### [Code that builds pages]
■ ■ ■

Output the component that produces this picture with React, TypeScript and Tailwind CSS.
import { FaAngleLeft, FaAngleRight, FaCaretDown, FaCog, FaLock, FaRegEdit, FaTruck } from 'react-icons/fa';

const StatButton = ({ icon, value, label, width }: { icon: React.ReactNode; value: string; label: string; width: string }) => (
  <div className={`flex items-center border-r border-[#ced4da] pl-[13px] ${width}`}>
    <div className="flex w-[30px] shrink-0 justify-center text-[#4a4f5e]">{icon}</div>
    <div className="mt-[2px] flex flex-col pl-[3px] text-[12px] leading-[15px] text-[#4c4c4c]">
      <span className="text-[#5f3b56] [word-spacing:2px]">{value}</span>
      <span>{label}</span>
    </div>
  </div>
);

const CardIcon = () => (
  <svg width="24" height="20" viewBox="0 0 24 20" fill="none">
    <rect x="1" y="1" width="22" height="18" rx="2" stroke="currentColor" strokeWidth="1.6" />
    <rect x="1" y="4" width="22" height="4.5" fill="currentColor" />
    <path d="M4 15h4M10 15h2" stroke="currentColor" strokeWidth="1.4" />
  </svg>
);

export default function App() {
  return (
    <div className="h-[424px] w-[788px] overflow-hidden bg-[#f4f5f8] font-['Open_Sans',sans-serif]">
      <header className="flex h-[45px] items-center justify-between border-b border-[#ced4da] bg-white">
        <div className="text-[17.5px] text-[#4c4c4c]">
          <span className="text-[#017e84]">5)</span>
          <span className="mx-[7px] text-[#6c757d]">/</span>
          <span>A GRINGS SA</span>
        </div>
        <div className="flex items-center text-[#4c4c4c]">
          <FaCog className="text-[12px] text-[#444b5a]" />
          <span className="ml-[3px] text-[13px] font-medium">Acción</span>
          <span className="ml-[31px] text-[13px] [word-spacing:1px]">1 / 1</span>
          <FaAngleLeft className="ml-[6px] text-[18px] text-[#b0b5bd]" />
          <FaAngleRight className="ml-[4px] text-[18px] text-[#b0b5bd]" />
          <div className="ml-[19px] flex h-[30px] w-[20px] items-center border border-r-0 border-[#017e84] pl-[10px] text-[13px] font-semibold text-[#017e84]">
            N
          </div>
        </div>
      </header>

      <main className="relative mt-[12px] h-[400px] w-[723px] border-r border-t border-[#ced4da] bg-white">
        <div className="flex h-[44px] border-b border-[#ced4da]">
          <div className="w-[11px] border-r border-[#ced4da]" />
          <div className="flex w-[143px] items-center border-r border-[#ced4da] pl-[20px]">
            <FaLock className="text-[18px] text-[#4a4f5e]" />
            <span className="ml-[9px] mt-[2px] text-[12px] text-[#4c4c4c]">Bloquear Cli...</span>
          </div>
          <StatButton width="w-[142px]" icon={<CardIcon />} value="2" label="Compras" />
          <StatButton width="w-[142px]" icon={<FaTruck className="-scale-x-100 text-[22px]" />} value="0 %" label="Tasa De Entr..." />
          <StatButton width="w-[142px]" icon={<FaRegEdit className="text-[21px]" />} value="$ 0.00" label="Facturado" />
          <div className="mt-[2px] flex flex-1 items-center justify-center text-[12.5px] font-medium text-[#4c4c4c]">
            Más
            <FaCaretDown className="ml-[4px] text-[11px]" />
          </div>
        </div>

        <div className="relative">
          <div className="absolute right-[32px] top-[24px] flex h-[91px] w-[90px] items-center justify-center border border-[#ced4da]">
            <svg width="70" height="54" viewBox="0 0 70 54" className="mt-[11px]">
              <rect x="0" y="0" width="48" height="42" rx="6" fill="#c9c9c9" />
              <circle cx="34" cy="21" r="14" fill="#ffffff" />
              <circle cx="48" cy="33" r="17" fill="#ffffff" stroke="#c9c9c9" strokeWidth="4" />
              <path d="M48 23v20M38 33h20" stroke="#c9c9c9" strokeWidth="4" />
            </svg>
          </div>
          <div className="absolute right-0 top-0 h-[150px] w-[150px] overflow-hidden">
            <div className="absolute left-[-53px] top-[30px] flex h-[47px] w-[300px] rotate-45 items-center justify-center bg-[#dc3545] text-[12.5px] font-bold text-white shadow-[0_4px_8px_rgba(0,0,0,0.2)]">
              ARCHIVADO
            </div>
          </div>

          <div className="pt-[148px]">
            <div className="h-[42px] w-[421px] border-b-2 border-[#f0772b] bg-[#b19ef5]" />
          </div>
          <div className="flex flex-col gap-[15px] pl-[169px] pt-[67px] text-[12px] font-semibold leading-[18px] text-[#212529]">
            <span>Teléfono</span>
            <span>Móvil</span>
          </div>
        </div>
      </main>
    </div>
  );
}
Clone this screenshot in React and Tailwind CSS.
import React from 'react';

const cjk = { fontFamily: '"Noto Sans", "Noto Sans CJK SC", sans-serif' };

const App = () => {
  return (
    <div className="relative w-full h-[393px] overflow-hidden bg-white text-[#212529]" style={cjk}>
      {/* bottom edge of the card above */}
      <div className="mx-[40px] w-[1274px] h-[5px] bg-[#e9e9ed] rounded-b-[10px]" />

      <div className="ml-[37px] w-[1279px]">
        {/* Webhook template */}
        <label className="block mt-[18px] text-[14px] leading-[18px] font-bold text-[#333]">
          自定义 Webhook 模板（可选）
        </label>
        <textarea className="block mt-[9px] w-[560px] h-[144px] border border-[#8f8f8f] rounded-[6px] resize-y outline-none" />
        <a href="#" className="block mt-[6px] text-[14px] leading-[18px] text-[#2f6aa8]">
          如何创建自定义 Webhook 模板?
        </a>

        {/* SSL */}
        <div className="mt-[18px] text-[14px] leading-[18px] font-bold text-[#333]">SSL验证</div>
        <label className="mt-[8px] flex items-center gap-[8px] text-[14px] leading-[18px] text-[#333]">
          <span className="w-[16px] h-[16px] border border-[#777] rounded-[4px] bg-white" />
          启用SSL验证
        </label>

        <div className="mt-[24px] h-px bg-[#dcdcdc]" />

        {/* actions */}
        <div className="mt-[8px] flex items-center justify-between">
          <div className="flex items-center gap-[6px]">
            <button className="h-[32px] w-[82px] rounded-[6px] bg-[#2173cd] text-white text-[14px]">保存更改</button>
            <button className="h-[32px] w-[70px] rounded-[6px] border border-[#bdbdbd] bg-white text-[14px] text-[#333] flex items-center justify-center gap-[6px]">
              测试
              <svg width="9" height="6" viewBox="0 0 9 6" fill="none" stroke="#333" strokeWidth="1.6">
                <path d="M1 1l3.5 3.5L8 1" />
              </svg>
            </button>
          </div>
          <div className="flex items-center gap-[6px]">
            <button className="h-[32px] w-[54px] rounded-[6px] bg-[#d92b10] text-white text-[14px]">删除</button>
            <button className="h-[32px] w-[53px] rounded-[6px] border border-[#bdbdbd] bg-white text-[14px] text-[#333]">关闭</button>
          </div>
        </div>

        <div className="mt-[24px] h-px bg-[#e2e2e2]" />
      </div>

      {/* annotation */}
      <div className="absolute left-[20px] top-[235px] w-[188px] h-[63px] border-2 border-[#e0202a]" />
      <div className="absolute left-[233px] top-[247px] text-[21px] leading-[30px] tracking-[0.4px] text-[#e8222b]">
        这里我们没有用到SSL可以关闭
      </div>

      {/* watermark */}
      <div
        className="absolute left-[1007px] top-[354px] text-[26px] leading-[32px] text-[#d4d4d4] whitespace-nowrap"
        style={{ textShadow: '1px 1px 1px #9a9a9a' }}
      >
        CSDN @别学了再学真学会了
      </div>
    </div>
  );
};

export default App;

■ ■ ■

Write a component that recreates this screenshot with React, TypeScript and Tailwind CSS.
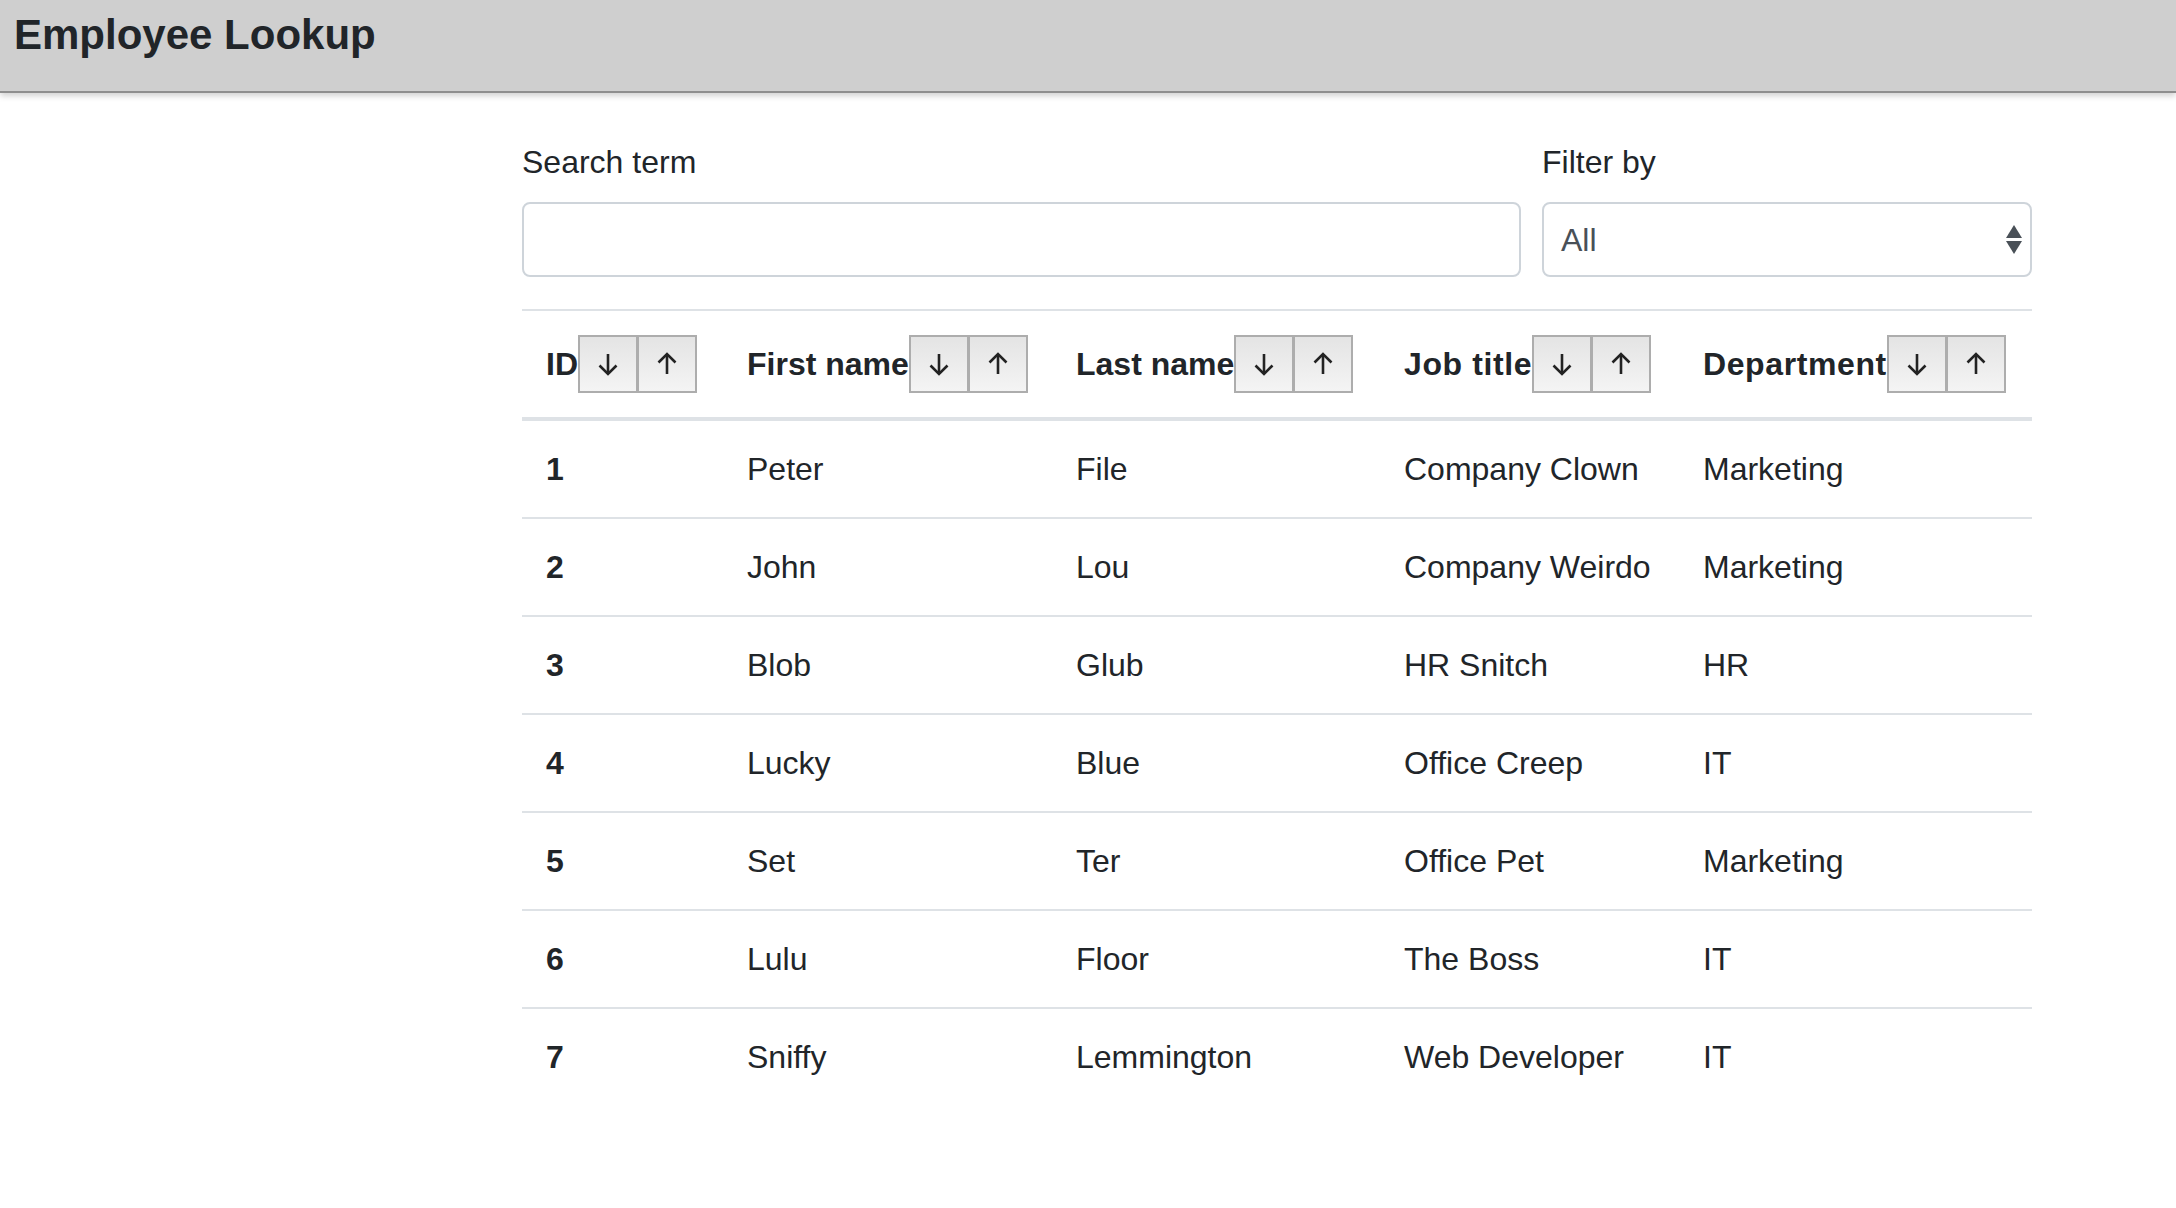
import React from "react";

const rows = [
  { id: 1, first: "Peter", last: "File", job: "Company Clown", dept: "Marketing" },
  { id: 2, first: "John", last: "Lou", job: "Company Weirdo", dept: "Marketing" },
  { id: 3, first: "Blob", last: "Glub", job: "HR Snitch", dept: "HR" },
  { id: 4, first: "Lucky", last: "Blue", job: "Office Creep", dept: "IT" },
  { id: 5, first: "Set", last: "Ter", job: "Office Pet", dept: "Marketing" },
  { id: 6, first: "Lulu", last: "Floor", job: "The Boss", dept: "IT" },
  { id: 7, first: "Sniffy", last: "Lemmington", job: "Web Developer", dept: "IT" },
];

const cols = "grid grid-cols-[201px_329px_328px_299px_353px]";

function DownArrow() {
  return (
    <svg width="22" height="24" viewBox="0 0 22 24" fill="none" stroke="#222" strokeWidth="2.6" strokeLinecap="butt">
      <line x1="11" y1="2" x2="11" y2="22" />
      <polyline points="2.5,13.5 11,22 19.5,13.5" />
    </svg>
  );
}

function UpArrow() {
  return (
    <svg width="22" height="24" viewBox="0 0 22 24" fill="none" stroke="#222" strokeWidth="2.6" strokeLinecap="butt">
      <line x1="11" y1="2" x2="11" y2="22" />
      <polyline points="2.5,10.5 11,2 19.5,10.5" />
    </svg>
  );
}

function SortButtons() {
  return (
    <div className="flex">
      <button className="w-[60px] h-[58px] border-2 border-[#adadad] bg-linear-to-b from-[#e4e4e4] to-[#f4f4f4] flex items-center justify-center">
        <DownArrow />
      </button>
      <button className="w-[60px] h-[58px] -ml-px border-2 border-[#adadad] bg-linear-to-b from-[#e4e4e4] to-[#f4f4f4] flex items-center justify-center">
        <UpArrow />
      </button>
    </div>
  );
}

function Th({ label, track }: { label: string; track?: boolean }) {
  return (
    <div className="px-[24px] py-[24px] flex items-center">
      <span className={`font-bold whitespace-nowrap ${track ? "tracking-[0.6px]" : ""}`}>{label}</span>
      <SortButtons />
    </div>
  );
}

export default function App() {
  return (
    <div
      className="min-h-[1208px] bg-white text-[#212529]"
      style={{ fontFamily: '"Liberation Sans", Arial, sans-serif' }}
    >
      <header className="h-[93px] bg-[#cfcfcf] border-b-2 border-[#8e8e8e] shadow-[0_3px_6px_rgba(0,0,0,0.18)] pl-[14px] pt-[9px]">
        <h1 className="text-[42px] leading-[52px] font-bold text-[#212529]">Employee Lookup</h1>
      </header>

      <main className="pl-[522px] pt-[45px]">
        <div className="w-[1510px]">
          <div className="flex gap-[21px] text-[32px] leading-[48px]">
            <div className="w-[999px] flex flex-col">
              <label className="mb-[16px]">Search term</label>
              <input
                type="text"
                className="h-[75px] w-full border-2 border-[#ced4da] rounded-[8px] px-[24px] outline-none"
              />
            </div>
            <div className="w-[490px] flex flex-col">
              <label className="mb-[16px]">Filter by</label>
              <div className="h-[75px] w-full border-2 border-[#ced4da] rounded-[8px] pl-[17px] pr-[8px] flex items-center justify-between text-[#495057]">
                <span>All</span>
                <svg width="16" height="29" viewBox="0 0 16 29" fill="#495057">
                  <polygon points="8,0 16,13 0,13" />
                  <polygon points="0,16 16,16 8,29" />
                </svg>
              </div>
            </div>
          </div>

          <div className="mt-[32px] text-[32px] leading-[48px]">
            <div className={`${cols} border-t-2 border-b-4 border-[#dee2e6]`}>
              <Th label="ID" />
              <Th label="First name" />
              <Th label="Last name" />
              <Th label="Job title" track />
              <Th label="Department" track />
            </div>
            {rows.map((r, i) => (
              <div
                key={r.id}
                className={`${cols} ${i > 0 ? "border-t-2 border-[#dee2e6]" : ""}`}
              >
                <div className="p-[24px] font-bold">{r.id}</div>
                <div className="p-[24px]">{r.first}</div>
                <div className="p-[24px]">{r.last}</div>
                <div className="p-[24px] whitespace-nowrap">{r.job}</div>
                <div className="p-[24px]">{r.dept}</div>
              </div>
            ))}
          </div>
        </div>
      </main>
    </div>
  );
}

■ ■ ■

### [Given instruction]
Going down the listing above, begin printing at the line with "Output the component" and finish with the line with "FaLock, FaRegEdit, FaTruck", exactly as they appear.

### [Answer in full]
Output the component that produces this picture with React, TypeScript and Tailwind CSS.
import { FaAngleLeft, FaAngleRight, FaCaretDown, FaCog, FaLock, FaRegEdit, FaTruck } from 'react-icons/fa';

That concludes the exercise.